Consequently, Avishkar Infra Realty has no competitive moat. It lacks brand strength, as it is virtually unknown to homebuyers or partners. There are no economies of scale, as it has no projects to generate scale in procurement or construction. It has no discernible network effects or intellectual property. The high regulatory barriers in Indian real estate, which established players like DLF and Godrej Properties navigate effectively, would be insurmountable for a company with Avishkar's limited resources. Its primary vulnerabilities are its lack of a land bank, zero access to institutional capital, and an inability to attract talent or partners.
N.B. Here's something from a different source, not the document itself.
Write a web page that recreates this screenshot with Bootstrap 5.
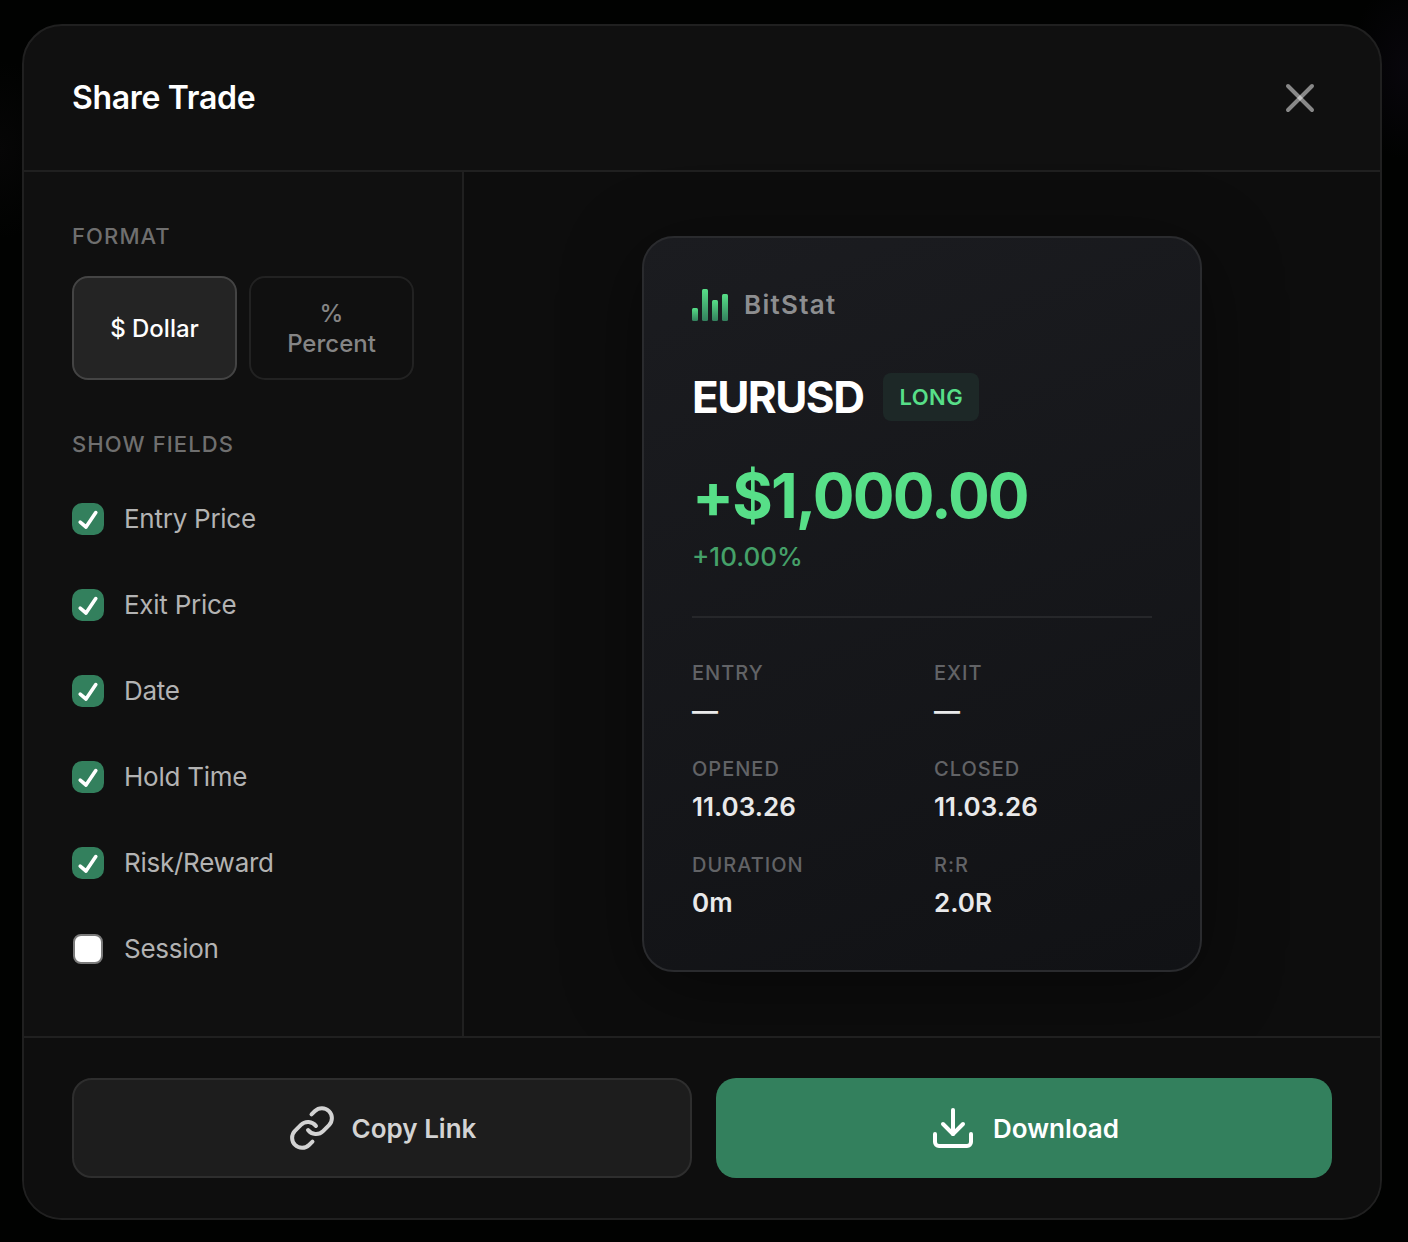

In conclusion, the company's business model appears non-existent, and it has no durable competitive advantages to protect it from competition or economic cycles. Its structure and lack of assets provide no long-term resilience. For an investor, this means the stock's value is not tied to any tangible business performance or assets, making it an extremely high-risk, speculative instrument rather than an investment in a real estate enterprise.

Factor Analysis

  • Brand and Sales Reach

    Fail

    The company has zero brand recognition and no sales operations, making concepts like pre-sales, absorption rates, and distribution reach completely irrelevant.

    A strong brand is critical in real estate for building trust and commanding premium prices. Industry leaders like Godrej Properties leverage their brand to achieve record-breaking pre-sales, such as their ₹22,500 crores in bookings for FY24. Avishkar Infra Realty has no discernible brand or market presence. With no ongoing or past projects in recent history, there is no data on key performance indicators like pre-sales, absorption rates, or cancellation rates, because there are no units to sell.
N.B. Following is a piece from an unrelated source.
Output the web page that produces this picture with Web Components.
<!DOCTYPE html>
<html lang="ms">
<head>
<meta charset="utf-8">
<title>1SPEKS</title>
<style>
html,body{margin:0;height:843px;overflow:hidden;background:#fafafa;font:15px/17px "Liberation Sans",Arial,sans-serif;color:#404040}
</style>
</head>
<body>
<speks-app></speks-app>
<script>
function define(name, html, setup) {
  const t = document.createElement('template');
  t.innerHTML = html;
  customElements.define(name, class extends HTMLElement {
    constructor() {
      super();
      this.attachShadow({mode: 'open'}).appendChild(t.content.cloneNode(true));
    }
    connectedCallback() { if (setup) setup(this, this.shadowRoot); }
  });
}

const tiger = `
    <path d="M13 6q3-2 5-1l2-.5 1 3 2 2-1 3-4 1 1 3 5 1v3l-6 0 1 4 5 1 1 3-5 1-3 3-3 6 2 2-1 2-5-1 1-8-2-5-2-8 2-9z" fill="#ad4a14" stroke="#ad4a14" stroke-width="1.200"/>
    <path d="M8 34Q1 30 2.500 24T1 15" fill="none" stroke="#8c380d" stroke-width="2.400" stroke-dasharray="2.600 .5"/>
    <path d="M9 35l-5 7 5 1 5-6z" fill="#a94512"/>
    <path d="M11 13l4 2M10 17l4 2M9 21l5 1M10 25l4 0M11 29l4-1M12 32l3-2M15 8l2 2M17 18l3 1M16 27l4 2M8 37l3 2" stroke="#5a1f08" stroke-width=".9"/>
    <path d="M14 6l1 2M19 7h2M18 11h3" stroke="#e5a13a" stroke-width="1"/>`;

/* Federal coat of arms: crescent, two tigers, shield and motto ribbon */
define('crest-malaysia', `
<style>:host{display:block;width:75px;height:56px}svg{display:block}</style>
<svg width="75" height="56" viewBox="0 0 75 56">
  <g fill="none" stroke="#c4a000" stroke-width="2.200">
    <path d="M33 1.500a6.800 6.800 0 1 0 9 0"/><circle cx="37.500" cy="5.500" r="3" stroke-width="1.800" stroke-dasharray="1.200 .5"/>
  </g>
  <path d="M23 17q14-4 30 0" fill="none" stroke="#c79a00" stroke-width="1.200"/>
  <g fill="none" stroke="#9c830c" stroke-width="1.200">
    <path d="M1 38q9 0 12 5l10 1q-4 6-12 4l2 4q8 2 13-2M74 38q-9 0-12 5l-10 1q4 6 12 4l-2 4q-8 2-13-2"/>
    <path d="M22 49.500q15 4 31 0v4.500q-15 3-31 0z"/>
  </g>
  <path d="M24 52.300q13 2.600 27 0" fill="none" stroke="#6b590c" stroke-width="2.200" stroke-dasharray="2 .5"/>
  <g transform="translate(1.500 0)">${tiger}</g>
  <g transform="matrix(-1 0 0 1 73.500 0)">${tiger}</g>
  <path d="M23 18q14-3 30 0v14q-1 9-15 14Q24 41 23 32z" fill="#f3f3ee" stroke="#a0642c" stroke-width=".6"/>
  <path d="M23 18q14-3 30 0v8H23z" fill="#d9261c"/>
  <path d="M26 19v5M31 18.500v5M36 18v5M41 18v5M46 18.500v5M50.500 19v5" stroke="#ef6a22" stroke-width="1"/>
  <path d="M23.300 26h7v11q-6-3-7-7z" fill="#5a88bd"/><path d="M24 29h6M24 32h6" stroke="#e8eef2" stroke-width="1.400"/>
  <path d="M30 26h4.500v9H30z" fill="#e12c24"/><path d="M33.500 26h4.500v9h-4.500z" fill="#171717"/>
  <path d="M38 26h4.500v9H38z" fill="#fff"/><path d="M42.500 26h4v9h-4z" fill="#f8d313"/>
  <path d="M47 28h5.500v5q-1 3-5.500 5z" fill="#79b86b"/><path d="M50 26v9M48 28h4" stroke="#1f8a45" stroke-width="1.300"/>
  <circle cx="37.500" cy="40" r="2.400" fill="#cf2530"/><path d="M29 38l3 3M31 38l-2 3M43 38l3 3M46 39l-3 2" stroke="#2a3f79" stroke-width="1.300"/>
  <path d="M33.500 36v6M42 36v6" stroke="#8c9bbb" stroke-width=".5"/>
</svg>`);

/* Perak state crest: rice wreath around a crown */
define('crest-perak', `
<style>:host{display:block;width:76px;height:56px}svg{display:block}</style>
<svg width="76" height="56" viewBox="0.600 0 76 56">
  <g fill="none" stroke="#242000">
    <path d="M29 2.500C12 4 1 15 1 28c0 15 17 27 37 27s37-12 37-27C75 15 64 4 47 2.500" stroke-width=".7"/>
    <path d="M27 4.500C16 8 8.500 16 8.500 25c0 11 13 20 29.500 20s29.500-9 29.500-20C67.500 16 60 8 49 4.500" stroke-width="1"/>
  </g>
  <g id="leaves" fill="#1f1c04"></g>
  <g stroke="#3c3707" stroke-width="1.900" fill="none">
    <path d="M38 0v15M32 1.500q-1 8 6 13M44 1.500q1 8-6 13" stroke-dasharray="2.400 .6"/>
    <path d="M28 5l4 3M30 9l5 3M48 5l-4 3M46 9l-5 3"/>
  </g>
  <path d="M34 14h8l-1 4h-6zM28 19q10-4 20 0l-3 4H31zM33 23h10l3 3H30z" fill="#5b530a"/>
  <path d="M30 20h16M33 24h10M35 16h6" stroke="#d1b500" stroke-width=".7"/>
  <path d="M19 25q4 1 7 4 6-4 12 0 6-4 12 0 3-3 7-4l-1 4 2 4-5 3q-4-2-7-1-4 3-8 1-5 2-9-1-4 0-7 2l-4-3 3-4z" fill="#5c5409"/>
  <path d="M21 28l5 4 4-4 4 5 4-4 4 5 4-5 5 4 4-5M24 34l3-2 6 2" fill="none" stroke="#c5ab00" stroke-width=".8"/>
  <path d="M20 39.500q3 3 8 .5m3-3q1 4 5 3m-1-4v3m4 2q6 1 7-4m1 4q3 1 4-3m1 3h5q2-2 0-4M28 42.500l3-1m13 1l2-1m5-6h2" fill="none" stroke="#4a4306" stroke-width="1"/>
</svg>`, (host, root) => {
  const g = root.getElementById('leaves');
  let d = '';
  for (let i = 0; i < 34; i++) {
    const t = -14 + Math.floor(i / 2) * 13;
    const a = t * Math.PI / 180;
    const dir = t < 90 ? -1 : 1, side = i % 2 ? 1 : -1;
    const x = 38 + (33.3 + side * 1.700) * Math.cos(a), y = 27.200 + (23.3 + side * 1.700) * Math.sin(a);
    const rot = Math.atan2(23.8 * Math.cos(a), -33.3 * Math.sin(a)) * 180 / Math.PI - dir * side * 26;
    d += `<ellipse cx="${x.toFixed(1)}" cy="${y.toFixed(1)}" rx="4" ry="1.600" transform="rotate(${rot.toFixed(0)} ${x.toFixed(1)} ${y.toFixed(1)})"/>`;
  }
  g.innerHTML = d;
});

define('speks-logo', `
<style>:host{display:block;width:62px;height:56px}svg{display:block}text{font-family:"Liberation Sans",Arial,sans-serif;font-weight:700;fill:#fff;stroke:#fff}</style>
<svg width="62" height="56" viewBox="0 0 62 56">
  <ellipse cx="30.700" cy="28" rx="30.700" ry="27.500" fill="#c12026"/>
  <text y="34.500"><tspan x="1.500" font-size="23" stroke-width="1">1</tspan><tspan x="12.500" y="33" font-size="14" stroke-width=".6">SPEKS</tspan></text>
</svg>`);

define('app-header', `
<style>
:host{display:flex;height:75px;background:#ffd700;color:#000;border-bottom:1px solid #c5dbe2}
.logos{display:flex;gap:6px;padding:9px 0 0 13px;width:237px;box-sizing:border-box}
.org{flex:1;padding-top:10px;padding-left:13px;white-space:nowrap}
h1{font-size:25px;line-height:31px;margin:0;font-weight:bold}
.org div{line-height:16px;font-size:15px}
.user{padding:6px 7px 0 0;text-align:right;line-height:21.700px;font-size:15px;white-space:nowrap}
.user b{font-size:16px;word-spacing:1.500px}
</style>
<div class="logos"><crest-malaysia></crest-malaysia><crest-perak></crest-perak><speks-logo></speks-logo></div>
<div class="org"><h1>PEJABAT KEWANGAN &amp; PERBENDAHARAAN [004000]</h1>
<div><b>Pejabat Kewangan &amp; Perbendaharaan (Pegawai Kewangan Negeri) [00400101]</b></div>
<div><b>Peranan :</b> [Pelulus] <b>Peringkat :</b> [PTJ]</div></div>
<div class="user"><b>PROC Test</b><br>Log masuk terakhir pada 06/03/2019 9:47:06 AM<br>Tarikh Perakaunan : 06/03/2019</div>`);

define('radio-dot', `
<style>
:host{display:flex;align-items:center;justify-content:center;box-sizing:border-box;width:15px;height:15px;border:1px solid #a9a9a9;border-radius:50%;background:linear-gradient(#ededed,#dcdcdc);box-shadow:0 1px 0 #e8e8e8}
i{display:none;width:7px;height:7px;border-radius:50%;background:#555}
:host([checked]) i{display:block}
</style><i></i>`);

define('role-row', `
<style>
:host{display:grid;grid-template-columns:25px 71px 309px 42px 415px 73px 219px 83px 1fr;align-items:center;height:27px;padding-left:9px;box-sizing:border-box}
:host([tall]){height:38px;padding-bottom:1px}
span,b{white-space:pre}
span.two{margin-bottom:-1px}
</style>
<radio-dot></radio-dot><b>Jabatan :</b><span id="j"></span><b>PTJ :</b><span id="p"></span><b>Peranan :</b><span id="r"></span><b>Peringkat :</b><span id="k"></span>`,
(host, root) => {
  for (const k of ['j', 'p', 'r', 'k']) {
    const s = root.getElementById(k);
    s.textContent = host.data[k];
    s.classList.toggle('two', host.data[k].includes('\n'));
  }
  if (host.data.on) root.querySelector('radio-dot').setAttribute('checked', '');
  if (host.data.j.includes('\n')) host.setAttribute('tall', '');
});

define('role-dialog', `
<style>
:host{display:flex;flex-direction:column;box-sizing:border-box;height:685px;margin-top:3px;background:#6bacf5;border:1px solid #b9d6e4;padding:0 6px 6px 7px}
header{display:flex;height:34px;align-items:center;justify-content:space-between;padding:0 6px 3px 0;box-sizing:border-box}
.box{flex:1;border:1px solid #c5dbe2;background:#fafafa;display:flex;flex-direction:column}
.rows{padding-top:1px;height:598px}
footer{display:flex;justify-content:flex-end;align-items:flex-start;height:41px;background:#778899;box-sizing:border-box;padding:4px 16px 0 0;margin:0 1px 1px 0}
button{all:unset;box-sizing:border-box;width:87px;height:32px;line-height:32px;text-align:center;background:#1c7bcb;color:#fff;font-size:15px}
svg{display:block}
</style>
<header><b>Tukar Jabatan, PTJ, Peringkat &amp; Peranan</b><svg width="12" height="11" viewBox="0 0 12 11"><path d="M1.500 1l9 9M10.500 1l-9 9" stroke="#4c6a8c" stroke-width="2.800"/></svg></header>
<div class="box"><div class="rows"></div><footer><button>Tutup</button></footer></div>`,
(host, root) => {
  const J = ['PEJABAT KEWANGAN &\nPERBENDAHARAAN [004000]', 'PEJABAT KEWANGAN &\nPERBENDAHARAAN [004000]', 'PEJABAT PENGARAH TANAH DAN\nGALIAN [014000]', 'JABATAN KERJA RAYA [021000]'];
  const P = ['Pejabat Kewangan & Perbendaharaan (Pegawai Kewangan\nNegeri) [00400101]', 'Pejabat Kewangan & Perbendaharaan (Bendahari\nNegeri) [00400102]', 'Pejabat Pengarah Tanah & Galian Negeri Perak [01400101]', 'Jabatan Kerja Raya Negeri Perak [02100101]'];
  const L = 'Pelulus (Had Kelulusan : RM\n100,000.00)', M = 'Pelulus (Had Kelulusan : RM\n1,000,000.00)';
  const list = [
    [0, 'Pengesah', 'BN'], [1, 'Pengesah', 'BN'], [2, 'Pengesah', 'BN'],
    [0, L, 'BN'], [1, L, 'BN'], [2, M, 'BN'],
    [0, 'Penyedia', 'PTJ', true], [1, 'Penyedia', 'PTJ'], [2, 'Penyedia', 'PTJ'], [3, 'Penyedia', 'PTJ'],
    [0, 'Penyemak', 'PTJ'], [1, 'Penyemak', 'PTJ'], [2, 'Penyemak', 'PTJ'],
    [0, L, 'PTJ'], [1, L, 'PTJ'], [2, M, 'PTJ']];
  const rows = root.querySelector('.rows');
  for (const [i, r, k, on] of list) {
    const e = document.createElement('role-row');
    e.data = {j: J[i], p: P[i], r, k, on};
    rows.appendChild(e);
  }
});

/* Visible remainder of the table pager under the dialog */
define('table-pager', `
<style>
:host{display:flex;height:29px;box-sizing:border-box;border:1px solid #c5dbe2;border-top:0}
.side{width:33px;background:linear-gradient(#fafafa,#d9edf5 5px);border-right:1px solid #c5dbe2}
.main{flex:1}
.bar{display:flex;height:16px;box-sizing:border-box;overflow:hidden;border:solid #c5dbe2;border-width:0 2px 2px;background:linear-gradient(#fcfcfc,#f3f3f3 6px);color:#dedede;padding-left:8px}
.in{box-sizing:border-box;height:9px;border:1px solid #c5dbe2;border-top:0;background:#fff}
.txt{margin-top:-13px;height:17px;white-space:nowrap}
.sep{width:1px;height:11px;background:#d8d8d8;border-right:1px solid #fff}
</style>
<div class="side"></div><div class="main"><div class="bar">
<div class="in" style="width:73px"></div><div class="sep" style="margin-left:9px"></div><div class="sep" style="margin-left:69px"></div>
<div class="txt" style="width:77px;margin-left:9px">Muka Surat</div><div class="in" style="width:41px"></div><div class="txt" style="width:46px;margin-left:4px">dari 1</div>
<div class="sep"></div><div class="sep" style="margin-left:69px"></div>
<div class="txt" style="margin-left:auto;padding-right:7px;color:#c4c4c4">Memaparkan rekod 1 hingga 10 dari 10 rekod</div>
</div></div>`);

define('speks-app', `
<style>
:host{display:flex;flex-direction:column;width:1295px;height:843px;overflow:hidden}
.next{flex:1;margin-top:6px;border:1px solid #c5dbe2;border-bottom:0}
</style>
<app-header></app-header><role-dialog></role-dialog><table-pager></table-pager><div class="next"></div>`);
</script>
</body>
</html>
    In an industry where sales velocity and distribution channels determine project viability and cash flow, Avishkar has no demonstrated capability. It lacks a sales network, marketing budget, and track record. This complete absence of a sales function means it fails this factor fundamentally. Unlike its peers who de-risk projects through high pre-sales, Avishkar has no mechanism to generate revenue or cash flow before or after project completion.

  • Build Cost Advantage

    Fail

    With no evidence of any construction or development activity, the company has no build costs to manage and therefore no possibility of a cost advantage.

    Achieving a build cost advantage is a key moat that allows developers to bid competitively for land while protecting margins. This is often achieved through economies of scale, standardized designs, or backward integration. For example, Sobha Limited's in-house manufacturing of materials gives it superior control over quality and costs. Avishkar Infra Realty has no reported construction activities, meaning metrics like construction cost per square foot or procurement savings are not applicable.

    The company has no disclosed projects, so it cannot demonstrate any expertise in project management, procurement, or supply chain control. Without any operational scale, it is impossible to generate cost efficiencies. This factor is critical for profitability in the capital-intensive development business, and Avishkar's complete lack of activity results in a clear failure.

  • Capital and Partner Access

    Fail

    The company's extremely weak financial health, including negative net worth, makes it virtually impossible to access the large-scale capital or attract the credible partners needed for real estate development.

    Real estate development is a capital-intensive business that relies heavily on access to debt and equity. Established players like Oberoi Realty maintain fortress balance sheets with near-zero debt, giving them immense flexibility. Others like Prestige Estates fund expansion through a mix of debt, internal accruals, and joint venture (JV) partners. Avishkar Infra Realty's financial statements show a company with negative reserves and no cash flow from operations.

    This financial profile makes it a high-risk borrower for any bank or financial institution, precluding access to construction loans or corporate debt. Furthermore, reputable JV partners seek developers with strong execution track records and financial stability, both of which Avishkar lacks. Without access to capital, the company cannot acquire land or fund construction, which is the core of its supposed business. This inability to finance operations is a fundamental weakness.

  • Entitlement Execution Advantage

    Fail

    There is no evidence that the company possesses the critical expertise or track record required to navigate the complex and lengthy project approval process in India.

    Successfully navigating the entitlement and approval process is a major competitive advantage in Indian real estate, as delays can significantly erode project returns. This requires deep local knowledge, regulatory expertise, and strong relationships. Leading developers have dedicated teams to manage this process, which can take several years for large projects. Avishkar has no disclosed project pipeline, so there is no track record to evaluate its ability to secure permits and approvals.

    Metrics such as average entitlement cycle, approval success rate, or delays versus plan are not available because the company has not undertaken any known projects. In an industry where entitlement risk is a primary concern for investors and lenders, Avishkar's unproven capabilities make it an unviable entity for any significant development.

  • Land Bank Quality

    Fail

    The company has no disclosed land bank, which is the most essential asset for a real estate developer, leaving it with no pipeline for future growth.

    A real estate developer's future is defined by its land bank. Industry giants like DLF have a development pipeline of over 215 million sq. ft., providing revenue visibility for years. A high-quality, well-located land bank underpins pricing power and resilience through economic cycles. Avishkar Infra Realty's balance sheet does not indicate any significant holdings of land or property, and the company does not disclose any land assets or a project pipeline.

    Without land, a developer has no raw material to work with. There is no secured pipeline, no potential gross development value (GDV) to analyze, and no way to assess the quality of future projects. The absence of this foundational asset means that Avishkar Infra Realty lacks the very basis of a real estate development business. This is the most critical failure in its business model.